5. AI-Driven Identification, Multisensor Data Fusion, and Countermeasures
Recent advances integrate deep learning throughout the UAV monitoring pipeline:
- Identification/classification: CNNs and multi-head attention fuse heterogeneous features (RF spectrograms, radar range-Doppler, EO images, acoustic signals) to achieve up to 97% identification accuracy and sub-meter RMSE localization in multimodal fusion configurations (Tao et al., 27 Oct 2025).
- Real-time tracking and prediction: EKF, multi-model switching, and GNN/Transformer-based trajectory predictors enable accurate tracking in high-dynamic or cluttered conditions.
- Active countermeasures: Digital-twin architectures automate response, scoring threat levels and deploying soft-kill (RF/GNSS jamming, spoofing, protocol cracking) and hard-kill (laser, HPM, net interception) assets in a closed-loop, feedback-driven cycle (Tao et al., 27 Oct 2025).

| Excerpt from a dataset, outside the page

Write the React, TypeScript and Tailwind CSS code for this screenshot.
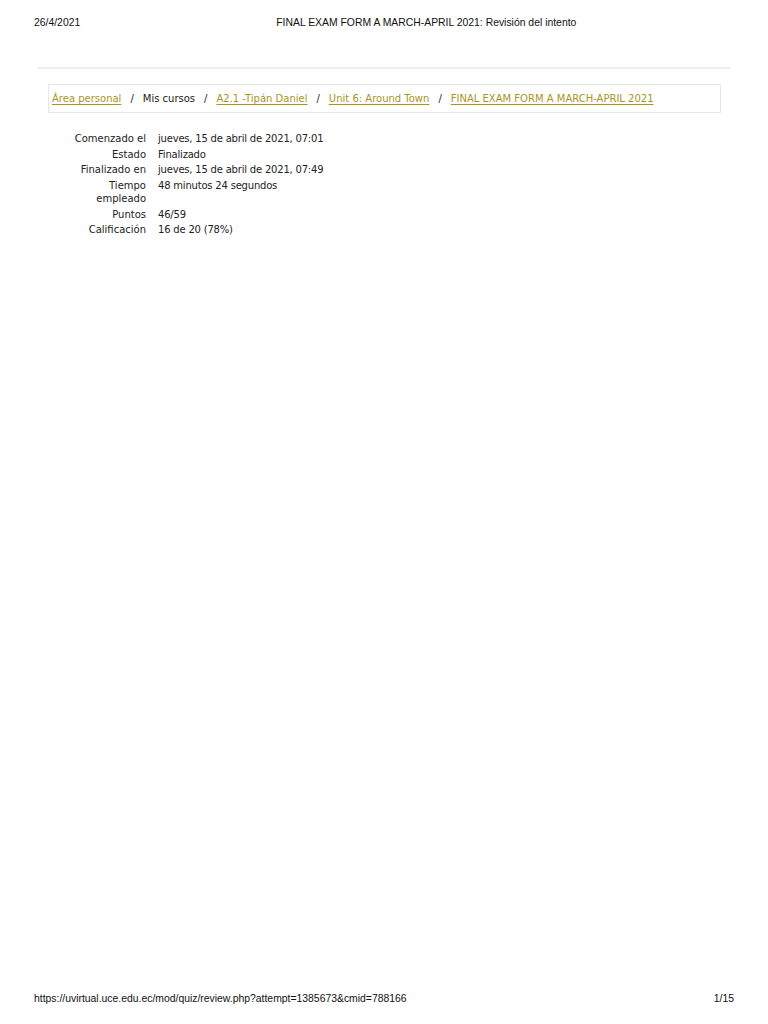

Performance metrics (sample, (Tao et al., 27 Oct 2025)):
| Modality | Identification Accuracy (%) | RMSE (m) | Latency (ms) | Soft-Kill SR (%) | Hard-Kill SR (%) |
|---|---|---|---|---|---|
| RF only | 92 | 2.5 | 150 | 85 | – |
| Radar only | 88 | 1.8 | 100 | 80 | – |
| EO only | 90 | 1.2 | 120 | 82 | – |
| Multimodal fusion | 97 | 0.6 | 110 | 93 | 98 |
6. Operational Challenges, Limitations, and Future Directions
Key unresolved challenges in UAV airspace monitoring include:
- Clutter/NLOS/low-RCS/urban density: Radar and passive RF solutions are challenged by high multipath, low UAV RCS, urban obstructions, and spectrum congestion. Digital beamforming, LS-based clutter cancellation, and adaptive sensing networks mitigate but do not eliminate these problems (Sun et al., 2024, Dickerson et al., 16 Dec 2025, Khawaja et al., 2024).
- Systemic scalability: Large-scale deployment calls for distributed sensor fusion, dynamic spectrum management, and automated threshold/policy adaptation, often coordinated via edge AI or blockchain (Tao et al., 27 Oct 2025, Alkadi et al., 2021).
- Regulatory/spectrum coexistence: Maintaining ADS-B safety, avoiding collision-induced throughput collapse, and supporting legacy and novel UAV types with flexible, adaptive network architectures is an open engineering and policy question (Liao et al., 2023, Liao et al., 2024, Gelli et al., 2022).
- Emerging ISAC/JC&S architectures: Convergence of 5G/6G communications and distributed radar for layered, joint airspace security; extension to quantum radar, simulated data-driven AI training, and non-RF technology integration (Khawaja et al., 2024, Cheng et al., 2024, Dickerson et al., 16 Dec 2025).
In summary, modern UAV airspace monitoring systems deploy multi-modal fusion, advanced RF/ISAC, AI-based identification, distributed regulatory/control, and robust network architectures to balance competing objectives: high-fidelity detection/tracking, civil aviation safety, low interference, regulatory compliance, and scalable, low-latency response to the rapidly evolving “low-altitude economy.” Foundational challenges remain in real-world robustness, autonomous adaptivity, spectrum coexistence, and integration with future UTM and spectrum architectures.